Set problem: Reproduce the data below in full and exclude every picture.

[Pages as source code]
——————————
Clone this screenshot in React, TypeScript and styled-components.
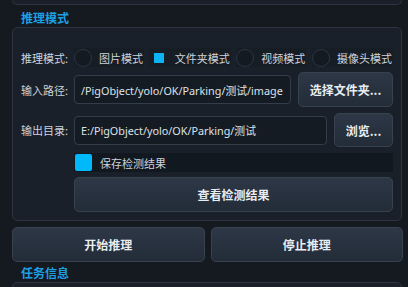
import React from "react";
import styled, { createGlobalStyle } from "styled-components";

const Global = createGlobalStyle`
  html, body { margin: 0; padding: 0; background: #151a21; }
  body { font-family: "Noto Sans CJK SC", "Noto Sans", sans-serif; overflow: hidden; }
  * { box-sizing: border-box; }
`;

const Page = styled.div`
  width: 408px;
  height: 287px;
  padding: 0 6px 0 12px;
  background: #151a21;
  overflow: hidden;
`;

const TopPanel = styled.div`
  height: 5px;
  border: 1px solid #2b3440;
  border-top: none;
  border-radius: 0 0 5px 5px;
  background: #1a2029;
`;

const SectionTitle = styled.div<{ $top: number }>`
  margin: ${(p) => p.$top}px 0 1px 9px;
  font-size: 12px;
  line-height: 16px;
  font-weight: 700;
  color: #1e9fe4;
`;

const GroupBox = styled.div<{ $h?: number }>`
  border: 1px solid #2b3440;
  border-radius: 5px;
  background: #1a2029;
  padding: 20px 8px 8px 8px;
  display: flex;
  flex-direction: column;
  ${(p) => (p.$h ? `height: ${p.$h}px;` : "")}
`;

const Row = styled.div<{ $mt?: number; $h: number }>`
  display: flex;
  align-items: center;
  height: ${(p) => p.$h}px;
  margin-top: ${(p) => p.$mt ?? 0}px;
`;

const Label = styled.div`
  width: 53px;
  flex: none;
  font-size: 11px;
  color: #cdd3db;
  white-space: nowrap;
`;

const RadioGroup = styled.div`
  flex: 1;
  display: flex;
  justify-content: space-between;
  align-items: center;
  height: 100%;
`;

const RadioItem = styled.div`
  display: flex;
  align-items: center;
  gap: 7px;
  height: 19px;
  padding-right: 1px;
  background: #171d25;
`;

const RadioCircle = styled.span<{ $checked?: boolean }>`
  width: 18px;
  height: 18px;
  flex: none;
  display: flex;
  align-items: center;
  justify-content: center;
  border-radius: 50%;
  border: 1px solid ${(p) => (p.$checked ? "transparent" : "#2c3644")};
  background: ${(p) => (p.$checked ? "transparent" : "#141a21")};
  &::after {
    content: "";
    display: ${(p) => (p.$checked ? "block" : "none")};
    width: 10px;
    height: 10px;
    background: #0db4f5;
  }
`;

const ItemText = styled.span`
  font-size: 11px;
  color: #cdd3db;
  white-space: nowrap;
`;

const PathInput = styled.div<{ $w: number }>`
  width: ${(p) => p.$w}px;
  height: 29px;
  flex: none;
  border: 1px solid #343e4b;
  border-radius: 4px;
  background: #151b22;
  padding: 0 6px;
  display: flex;
  align-items: center;
  font-family: "Noto Sans", "Noto Sans CJK SC", sans-serif;
  font-size: 10.8px;
  color: #dde2e8;
  white-space: nowrap;
  overflow: hidden;
`;

const Button = styled.button<{ $w?: number; $h?: number }>`
  ${(p) => (p.$w ? `width: ${p.$w}px; flex: none;` : "flex: 1;")}
  height: ${(p) => p.$h ?? 35}px;
  border: 1px solid #38424f;
  border-radius: 5px;
  background: linear-gradient(#2d3746, #232c38);
  color: #e8edf2;
  font-family: "Noto Sans CJK SC", sans-serif;
  font-size: 12px;
  font-weight: 700;
  padding: 0;
  display: flex;
  align-items: center;
  justify-content: center;
`;

const Spacer = styled.div<{ $w: number }>`
  width: ${(p) => p.$w}px;
  flex: none;
`;

const CheckRow = styled.div`
  margin-left: 53px;
  height: 19px;
  margin-top: 6px;
  display: flex;
  align-items: center;
  gap: 8px;
  background: #121820;
`;

const CheckBox = styled.span`
  width: 17px;
  height: 17px;
  border-radius: 2px;
  background: #00b9fb;
  flex: none;
  margin-left: 1px;
`;

const WideButtonWrap = styled.div`
  margin-left: 53px;
  margin-top: 5px;
  display: flex;
`;

const ActionRow = styled.div`
  display: flex;
  gap: 6px;
  margin-top: 6px;
  margin-right: -1px;
`;

export default function App() {
  const modes = [
    { name: "图片模式", checked: false },
    { name: "文件夹模式", checked: true },
    { name: "视频模式", checked: false },
    { name: "摄像头模式", checked: false },
  ];
  return (
    <>
      <Global />
      <Page>
        <TopPanel />
        <SectionTitle $top={5}>推理模式</SectionTitle>
        <GroupBox>
          <Row $h={19}>
            <Label>推理模式:</Label>
            <RadioGroup>
              {modes.map((m) => (
                <RadioItem key={m.name}>
                  <RadioCircle $checked={m.checked} />
                  <ItemText>{m.name}</ItemText>
                </RadioItem>
              ))}
            </RadioGroup>
          </Row>
          <Row $h={35} $mt={5}>
            <Label>输入路径:</Label>
            <PathInput $w={217}>/PigObject/yolo/OK/Parking/测试/image</PathInput>
            <Spacer $w={7} />
            <Button>选择文件夹...</Button>
          </Row>
          <Row $h={34} $mt={6}>
            <Label>输出目录:</Label>
            <PathInput $w={253}>E:/PigObject/yolo/OK/Parking/测试</PathInput>
            <Spacer $w={7} />
            <Button $h={34}>浏览...</Button>
          </Row>
          <CheckRow>
            <CheckBox />
            <ItemText>保存检测结果</ItemText>
          </CheckRow>
          <WideButtonWrap>
            <Button>查看检测结果</Button>
          </WideButtonWrap>
        </GroupBox>
        <ActionRow>
          <Button>开始推理</Button>
          <Button>停止推理</Button>
        </ActionRow>
        <SectionTitle $top={3}>任务信息</SectionTitle>
        <GroupBox $h={60} />
      </Page>
    </>
  );
}
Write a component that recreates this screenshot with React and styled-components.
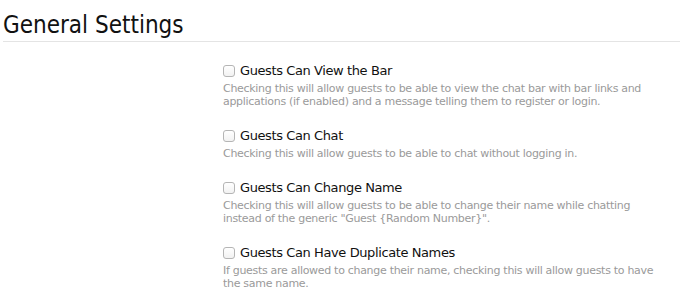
——————————
The completed task:
Clone this screenshot in React, TypeScript and styled-components.
import React from "react";
import styled, { createGlobalStyle } from "styled-components";

const Global = createGlobalStyle`
  html, body { margin: 0; padding: 0; background: #151a21; }
  body { font-family: "Noto Sans CJK SC", "Noto Sans", sans-serif; overflow: hidden; }
  * { box-sizing: border-box; }
`;

const Page = styled.div`
  width: 408px;
  height: 287px;
  padding: 0 6px 0 12px;
  background: #151a21;
  overflow: hidden;
`;

const TopPanel = styled.div`
  height: 5px;
  border: 1px solid #2b3440;
  border-top: none;
  border-radius: 0 0 5px 5px;
  background: #1a2029;
`;

const SectionTitle = styled.div<{ $top: number }>`
  margin: ${(p) => p.$top}px 0 1px 9px;
  font-size: 12px;
  line-height: 16px;
  font-weight: 700;
  color: #1e9fe4;
`;

const GroupBox = styled.div<{ $h?: number }>`
  border: 1px solid #2b3440;
  border-radius: 5px;
  background: #1a2029;
  padding: 20px 8px 8px 8px;
  display: flex;
  flex-direction: column;
  ${(p) => (p.$h ? `height: ${p.$h}px;` : "")}
`;

const Row = styled.div<{ $mt?: number; $h: number }>`
  display: flex;
  align-items: center;
  height: ${(p) => p.$h}px;
  margin-top: ${(p) => p.$mt ?? 0}px;
`;

const Label = styled.div`
  width: 53px;
  flex: none;
  font-size: 11px;
  color: #cdd3db;
  white-space: nowrap;
`;

const RadioGroup = styled.div`
  flex: 1;
  display: flex;
  justify-content: space-between;
  align-items: center;
  height: 100%;
`;

const RadioItem = styled.div`
  display: flex;
  align-items: center;
  gap: 7px;
  height: 19px;
  padding-right: 1px;
  background: #171d25;
`;

const RadioCircle = styled.span<{ $checked?: boolean }>`
  width: 18px;
  height: 18px;
  flex: none;
  display: flex;
  align-items: center;
  justify-content: center;
  border-radius: 50%;
  border: 1px solid ${(p) => (p.$checked ? "transparent" : "#2c3644")};
  background: ${(p) => (p.$checked ? "transparent" : "#141a21")};
  &::after {
    content: "";
    display: ${(p) => (p.$checked ? "block" : "none")};
    width: 10px;
    height: 10px;
    background: #0db4f5;
  }
`;

const ItemText = styled.span`
  font-size: 11px;
  color: #cdd3db;
  white-space: nowrap;
`;

const PathInput = styled.div<{ $w: number }>`
  width: ${(p) => p.$w}px;
  height: 29px;
  flex: none;
  border: 1px solid #343e4b;
  border-radius: 4px;
  background: #151b22;
  padding: 0 6px;
  display: flex;
  align-items: center;
  font-family: "Noto Sans", "Noto Sans CJK SC", sans-serif;
  font-size: 10.8px;
  color: #dde2e8;
  white-space: nowrap;
  overflow: hidden;
`;

const Button = styled.button<{ $w?: number; $h?: number }>`
  ${(p) => (p.$w ? `width: ${p.$w}px; flex: none;` : "flex: 1;")}
  height: ${(p) => p.$h ?? 35}px;
  border: 1px solid #38424f;
  border-radius: 5px;
  background: linear-gradient(#2d3746, #232c38);
  color: #e8edf2;
  font-family: "Noto Sans CJK SC", sans-serif;
  font-size: 12px;
  font-weight: 700;
  padding: 0;
  display: flex;
  align-items: center;
  justify-content: center;
`;

const Spacer = styled.div<{ $w: number }>`
  width: ${(p) => p.$w}px;
  flex: none;
`;

const CheckRow = styled.div`
  margin-left: 53px;
  height: 19px;
  margin-top: 6px;
  display: flex;
  align-items: center;
  gap: 8px;
  background: #121820;
`;

const CheckBox = styled.span`
  width: 17px;
  height: 17px;
  border-radius: 2px;
  background: #00b9fb;
  flex: none;
  margin-left: 1px;
`;

const WideButtonWrap = styled.div`
  margin-left: 53px;
  margin-top: 5px;
  display: flex;
`;

const ActionRow = styled.div`
  display: flex;
  gap: 6px;
  margin-top: 6px;
  margin-right: -1px;
`;

export default function App() {
  const modes = [
    { name: "图片模式", checked: false },
    { name: "文件夹模式", checked: true },
    { name: "视频模式", checked: false },
    { name: "摄像头模式", checked: false },
  ];
  return (
    <>
      <Global />
      <Page>
        <TopPanel />
        <SectionTitle $top={5}>推理模式</SectionTitle>
        <GroupBox>
          <Row $h={19}>
            <Label>推理模式:</Label>
            <RadioGroup>
              {modes.map((m) => (
                <RadioItem key={m.name}>
                  <RadioCircle $checked={m.checked} />
                  <ItemText>{m.name}</ItemText>
                </RadioItem>
              ))}
            </RadioGroup>
          </Row>
          <Row $h={35} $mt={5}>
            <Label>输入路径:</Label>
            <PathInput $w={217}>/PigObject/yolo/OK/Parking/测试/image</PathInput>
            <Spacer $w={7} />
            <Button>选择文件夹...</Button>
          </Row>
          <Row $h={34} $mt={6}>
            <Label>输出目录:</Label>
            <PathInput $w={253}>E:/PigObject/yolo/OK/Parking/测试</PathInput>
            <Spacer $w={7} />
            <Button $h={34}>浏览...</Button>
          </Row>
          <CheckRow>
            <CheckBox />
            <ItemText>保存检测结果</ItemText>
          </CheckRow>
          <WideButtonWrap>
            <Button>查看检测结果</Button>
          </WideButtonWrap>
        </GroupBox>
        <ActionRow>
          <Button>开始推理</Button>
          <Button>停止推理</Button>
        </ActionRow>
        <SectionTitle $top={3}>任务信息</SectionTitle>
        <GroupBox $h={60} />
      </Page>
    </>
  );
}
Write a component that recreates this screenshot with React and styled-components.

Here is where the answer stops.